You probably want to tell bash to not overwrite the history each time, but rather to append to it. You can do this by modifying your .bashrc to run shopt -s histappend
.
You can also increase the size of your history file by exporting HISTSIZE to be a large-ish number (it's in bytes, so 100000 should be plenty).
Solution 2:
I was suffering from the same problem - but my .bashrc
file already had the shopt -s histappend
and correct HISTFILE
, HISTSIZE
, HISTFILESIZE
.
For me the problem was that my .bash_history
file was owned by root rather than my username, so my user could never save to that file on exit.
Solution 3:
Look up the environment variables HISTFILE, HISTSIZE, HISTFILESIZE.
Solution 4:
I have written a script for setting a history file per session or task its based off the following.

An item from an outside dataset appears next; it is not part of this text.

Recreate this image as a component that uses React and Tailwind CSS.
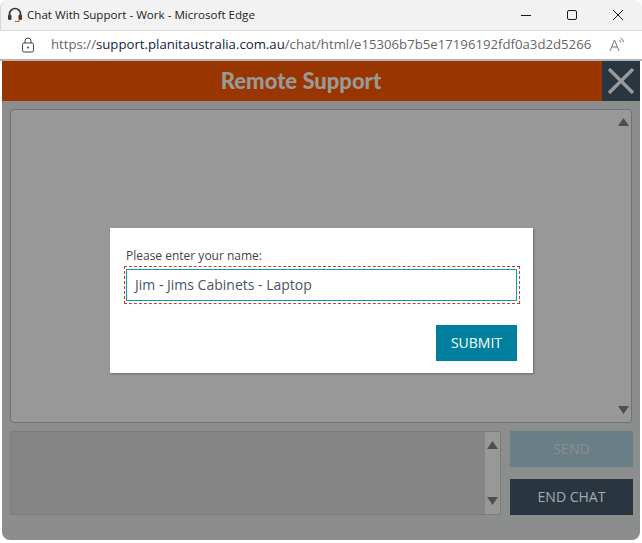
import React from "react";

const ScrollUp = () => (
  <svg width="11" height="8" viewBox="0 0 11 8"><path d="M5.5 0 L11 8 L0 8 Z" fill="#4f4f4f" /></svg>
);
const ScrollDown = () => (
  <svg width="11" height="8" viewBox="0 0 11 8"><path d="M0 0 L11 0 L5.5 8 Z" fill="#4f4f4f" /></svg>
);

const App = () => {
  return (
    <div className="relative w-[642px] h-[543px] overflow-hidden bg-white font-['Open_Sans',sans-serif]">
      {/* Edge title bar */}
      <div className="h-[30px] bg-[#f2f2f2] flex items-center border-l border-[#d8d8d8] rounded-tl-lg rounded-tr-lg">
        <svg className="ml-[6px] shrink-0" width="16" height="16" viewBox="0 0 16 16" fill="none">
          <path d="M2.5 9 V7 A5.5 5.5 0 0 1 13.5 7 V9" stroke="#333" strokeWidth="1.6" />
          <rect x="1" y="7.5" width="3.5" height="5.5" rx="1.5" fill="#3a3a3a" />
          <rect x="11.5" y="7.5" width="3.5" height="5.5" rx="1.5" fill="#3a3a3a" />
          <path d="M8 14.5 H11.5 L13 12.5" stroke="#d9541e" strokeWidth="1.2" />
        </svg>
        <span className="ml-[4px] text-[11.6px] leading-none text-[#222]">Chat With Support - Work - Microsoft Edge</span>
        <div className="ml-auto flex items-center">
          <svg className="mr-[36px]" width="10" height="10" viewBox="0 0 10 10"><path d="M0 5.5 H10" stroke="#1a1a1a" strokeWidth="1" /></svg>
          <svg className="mr-[36px]" width="10" height="10" viewBox="0 0 10 10" fill="none"><rect x="0.5" y="0.5" width="9" height="9" rx="1.5" stroke="#1a1a1a" /></svg>
          <svg className="mr-[19px]" width="10" height="10" viewBox="0 0 10 10"><path d="M0 0 L10 10 M10 0 L0 10" stroke="#1a1a1a" strokeWidth="1" /></svg>
        </div>
      </div>

      {/* Address bar */}
      <div className="h-[31px] bg-white border-t border-b-2 border-t-[#dcdcdc] border-b-[#b5b5b5] flex items-center">
        <svg className="ml-[21px] shrink-0" width="14" height="16" viewBox="0 0 14 16" fill="none">
          <rect x="1.5" y="6" width="11" height="9" rx="1.5" stroke="#444" />
          <path d="M4 6 V4 A3 3 0 0 1 10 4 V6" stroke="#444" />
          <circle cx="7" cy="10.5" r="1" fill="#444" />
        </svg>
        <span className="ml-[16px] text-[13.2px] leading-none whitespace-nowrap text-[#666]">
          https://<span className="text-[#10243e]">support.planitaustralia.com.au</span>/chat/html/e15306b7b5e17196192fdf0a3d2d5266
        </span>
        <svg className="ml-auto mr-[16px] shrink-0" width="17" height="16" viewBox="0 0 17 16" fill="none">
          <path d="M1 14 L5.5 3 L10 14 M2.8 10 H8.2" stroke="#777" strokeWidth="1" />
          <path d="M10 3 A3 3 0 0 1 12 5.5 M11.5 1 A5 5 0 0 1 14.5 5" stroke="#777" strokeWidth="1" />
        </svg>
      </div>

      {/* Chat page, dimmed */}
      <div className="mx-[2px] h-[479px] bg-[#8c8e8d] rounded-b-lg flex flex-col">
        <div className="h-[40px] bg-[#993600] flex">
          <div className="flex-1 flex items-center justify-center pb-[2px] pr-[2px] text-[22px] font-black text-[#999] font-['Lato',sans-serif]">
            Remote Support
          </div>
          <div className="w-[38px] bg-[#293640] flex items-center justify-center">
            <svg width="26" height="26" viewBox="0 0 26 26"><path d="M1 1 L25 25 M25 1 L1 25" stroke="#999" strokeWidth="3.4" /></svg>
          </div>
        </div>

        <div className="flex-1 flex flex-col pl-[8px] pr-[7px] pt-[8px]">
          <div className="w-[622px] h-[314px] bg-[#989898] border border-[#6f7375] rounded-[4px] flex flex-col items-end justify-between pr-[2px] pt-[8px] pb-[8px]">
            <ScrollUp />
            <ScrollDown />
          </div>
          <div className="mt-[8px] h-[84px] flex">
            <div className="w-[491px] bg-[#858585] border border-[#7b7d7c] flex justify-end">
              <div className="w-[15px] bg-[#989898] flex flex-col items-center justify-between py-[9px]">
                <ScrollUp />
                <ScrollDown />
              </div>
            </div>
            <div className="ml-[9px] flex-1 flex flex-col justify-between">
              <div className="h-[36px] pb-[2px] bg-[#6a7e85] flex items-center justify-center text-[14px] text-[#8b8f90]">SEND</div>
              <div className="h-[36px] pb-[2px] bg-[#293640] flex items-center justify-center text-[14px] text-[#a8abad]">END CHAT</div>
            </div>
          </div>
        </div>
      </div>

      {/* Name dialog */}
      <div className="absolute left-[110px] top-[228px] w-[423px] h-[145px] bg-white shadow-[1px_1px_2px_rgba(0,0,0,0.3)] pl-[14px] pr-[13px] pt-[20px]">
        <div className="pl-[2px] text-[12px] leading-[16px] text-[#444]">Please enter your name:</div>
        <div className="mt-[2px] border border-dashed border-[#c0440c] pl-[1px] pr-[2px] py-[2px]">
          <div className="h-[32px] pb-[2px] border border-[#0f9bb5] flex items-center pl-[8px] text-[14px] text-[#4a5560]">
            Jim - Jims Cabinets - Laptop
          </div>
        </div>
        <div className="mt-[21px] flex justify-end pr-[3px]">
          <div className="w-[81px] h-[36px] pb-[2px] bg-[#007f9f] flex items-center justify-center text-[14px] text-white">SUBMIT</div>
        </div>
      </div>
    </div>
  );
};

export default App;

# write existing history to the old file
history -a
# set new historyfile
export HISTFILE="$1"
export HISET=$1
# touch the new file to make sure it exists
touch $HISTFILE
# load new history file
history -r $HISTFILE
It doesn't necessary save every history command but it saves the ones that i care about and its easier to retrieve them then going through every command. My version also lists all history files and provides the ability to search through them all.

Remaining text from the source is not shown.